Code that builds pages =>
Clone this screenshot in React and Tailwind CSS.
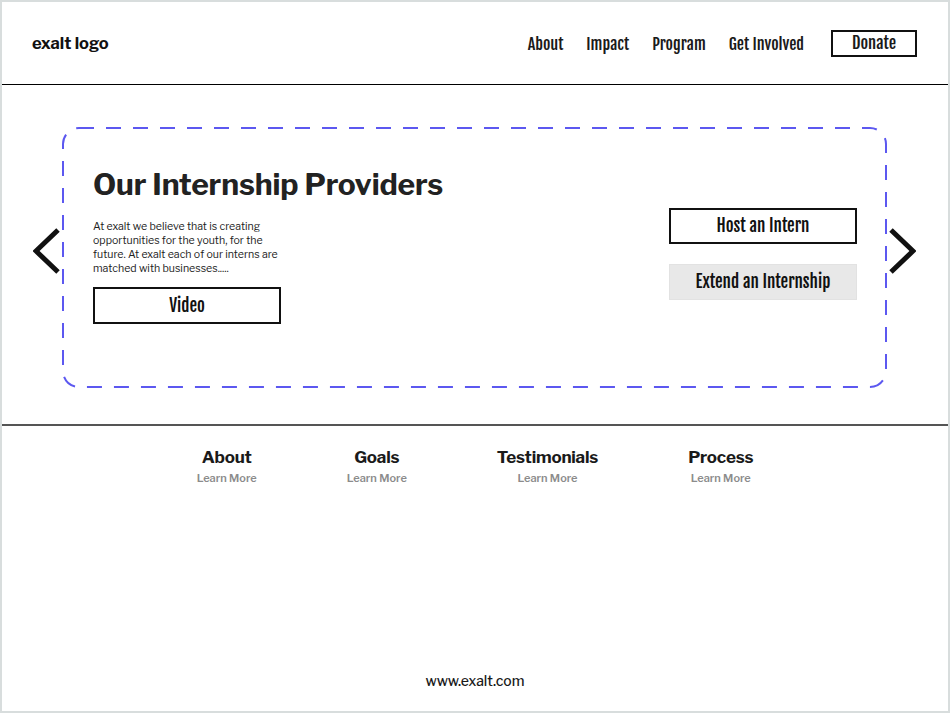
import React from "react";

const condensed = { fontFamily: "'Fjalla One', 'Liberation Sans Narrow', 'DejaVu Sans Condensed', 'Roboto', sans-serif" };

const navLinks = ["About", "Impact", "Program", "Get Involved"];

const footerLinks = ["About", "Goals", "Testimonials", "Process"];

const Chevron = ({ dir }) => (
    <svg width="28" height="48" viewBox="0 0 28 48" className="mt-[100px] shrink-0">
        <polyline
            points={dir === "left" ? "25,3 3,24 25,45" : "3,3 25,24 3,45"}
            fill="none"
            stroke="#111"
            strokeWidth="5"
        />
    </svg>
);

const App = () => {
    return (
        <div
            className="w-[950px] h-[713px] border-2 border-[#d8dddd] bg-white flex flex-col text-[#1c1c1c]"
            style={{ fontFamily: "'Libre Franklin', Inter, 'Liberation Sans', sans-serif" }}
        >
            {/* Header */}
            <header className="h-[83px] shrink-0 border-b border-black flex items-center justify-between pl-[30px] pr-[31px]">
                <div className="text-[16.5px] font-bold text-[#111]">exalt logo</div>
                <nav className="flex items-center gap-[23px] text-[16px] text-[#1a1a1a]" style={condensed}>
                    {navLinks.map((link) => (
                        <a key={link} className="cursor-pointer pt-[2px]">{link}</a>
                    ))}
                    <button className="ml-[4px] w-[86px] h-[27px] border-2 border-[#111] flex items-center justify-center text-[16.5px] pt-[1px]">
                        Donate
                    </button>
                </nav>
            </header>

            {/* Carousel */}
            <section className="h-[341px] shrink-0 border-b-2 border-[#555] flex items-start px-[31px] pt-[42px] gap-[1px]">
                <Chevron dir="left" />
                <div className="relative w-[825px] h-[261px] flex justify-between pl-[31px] pr-[30px]">
                    <svg className="absolute inset-0 pointer-events-none" width="825" height="261">
                        <rect x="1" y="1" width="823" height="259" rx="16" fill="none" stroke="#5c58f0" strokeWidth="2" strokeDasharray="15 12" />
                    </svg>

                    {/* Left column */}
                    <div className="pt-[39px]">
                        <h1 className="text-[30px] leading-[36px] font-bold text-[#222] tracking-[-0.15px] whitespace-nowrap">
                            Our Internship Providers
                        </h1>
                        <p className="mt-[18px] text-[10.6px] leading-[14px] text-[#222] whitespace-nowrap">
                            At exalt we believe that is creating<br />
                            opportunities for the youth, for the<br />
                            future. At exalt each of our interns are<br />
                            matched with businesses.....
                        </p>
                        <button
                            className="mt-[11px] w-[188px] h-[37px] border-2 border-[#111] flex items-center justify-center text-[17px] text-[#111]"
                            style={condensed}
                        >
                            Video
                        </button>
                    </div>

                    {/* Right column */}
                    <div className="pt-[81px] flex flex-col gap-[20px]" style={condensed}>
                        <button className="w-[188px] h-[36px] border-2 border-[#111] flex items-center justify-center text-[17px] text-[#111]">
                            Host an Intern
                        </button>
                        <button className="w-[188px] h-[36px] bg-[#e8e8e8] border border-[#e2e2e2] flex items-center justify-center text-[17px] text-[#111]">
                            Extend an Internship
                        </button>
                    </div>
                </div>
                <Chevron dir="right" />
            </section>

            {/* Footer */}
            <footer className="flex-1 flex flex-col">
                <div className="pt-[20px] flex justify-center gap-[90px]">
                    {footerLinks.map((item) => (
                        <div key={item} className="flex flex-col items-center">
                            <div className="text-[17px] leading-[22px] font-bold text-[#1a1a1a] tracking-[-0.2px]">{item}</div>
                            <a className="mt-[3px] text-[11px] leading-[14px] font-semibold text-[#8c8c8c] cursor-pointer">Learn More</a>
                        </div>
                    ))}
                </div>
                <div className="mt-auto pb-[21px] text-center text-[14px] leading-[18px] font-medium text-[#1a1a1a]">
                    www.exalt.com
                </div>
            </footer>
        </div>
    );
};

export default App;
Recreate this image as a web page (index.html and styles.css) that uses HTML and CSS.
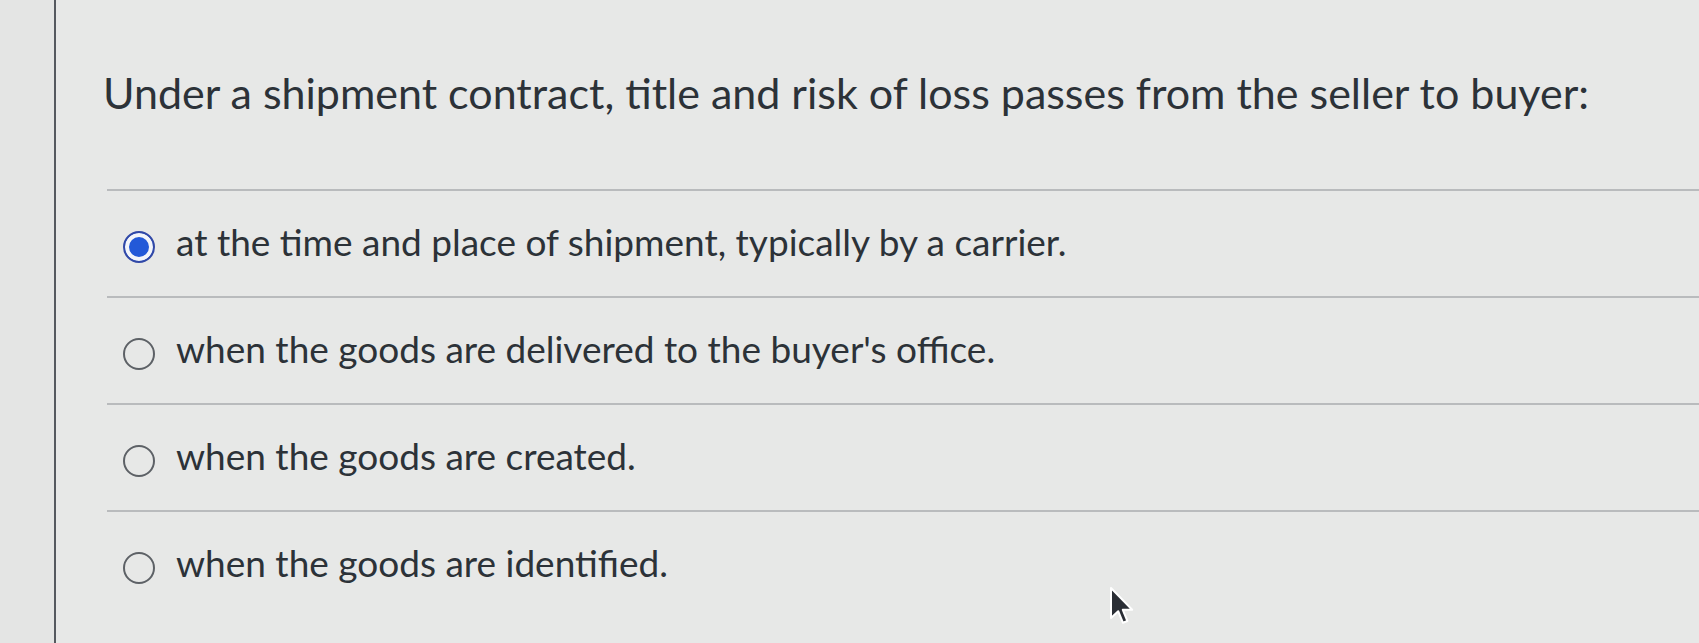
FILE: index.html
```html
<!DOCTYPE html>
<html lang="en">
<head>
<meta charset="utf-8">
<title>Quiz question</title>
<link rel="stylesheet" href="styles.css">
</head>
<body>
  <div class="screen">
    <aside class="gutter"></aside>
    <main class="quiz">
      <h1 class="question">Under a shipment contract, title and risk of loss passes from the seller to buyer:</h1>
      <ul class="answers">
        <li class="answer"><span class="radio checked"></span><span class="label">at the time and place of shipment, typically by a carrier.</span></li>
        <li class="answer"><span class="radio"></span><span class="label">when the goods are delivered to the buyer's office.</span></li>
        <li class="answer"><span class="radio"></span><span class="label">when the goods are created.</span></li>
        <li class="answer"><span class="radio"></span><span class="label">when the goods are identified.</span></li>
      </ul>
    </main>
  </div>
  <svg class="cursor" width="26" height="40" viewBox="0 0 13 20" aria-hidden="true">
    <path d="M1 1 L1 16 L4.6 12.6 L7 18.4 L9.2 17.5 L6.9 11.9 L11.6 11.9 Z" fill="#2a2e35" stroke="#ffffff" stroke-width="1" stroke-linejoin="round"/>
  </svg>
</body>
</html>
```

FILE: styles.css
```css
* {
  box-sizing: border-box;
}

html, body {
  margin: 0;
  padding: 0;
  height: 100%;
}

body {
  background: #e7e8e7;
  font-family: Lato, "Open Sans", sans-serif;
  color: #2c3238;
  overflow: hidden;
  position: relative;
}

.screen {
  display: flex;
  height: 100%;
}

.gutter {
  width: 56px;
  flex: 0 0 56px;
  border-right: 2px solid #55595f;
  background: #e4e5e4;
}

.quiz {
  flex: 1;
  padding-left: 47px;
}

.question {
  margin: 68px 0 0;
  font-size: 43px;
  font-weight: 400;
  line-height: 50px;
}

.answers {
  list-style: none;
  margin: 71px 0 0 4px;
  padding: 0;
}

.answer {
  display: flex;
  align-items: center;
  gap: 21px;
  border-top: 2px solid #b9bbbd;
  padding: 29px 0 32px 16px;
  height: 107px;
}

.radio {
  flex: 0 0 32px;
  width: 32px;
  height: 32px;
  margin-top: 10px;
  border: 2px solid #5d6166;
  border-radius: 50%;
}

.radio.checked {
  border-color: #3148a6;
  background: #2359d8;
  box-shadow: inset 0 0 0 4px #f3f5fa;
}

.label {
  font-size: 37px;
  line-height: 44px;
}

.cursor {
  position: absolute;
  left: 1109px;
  top: 586px;
}
```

What you have to do =>
Go through the lines above. Select every one that has the string "this".

Correct result =>
Clone this screenshot in React and Tailwind CSS.
Recreate this image as a web page (index.html and styles.css) that uses HTML and CSS.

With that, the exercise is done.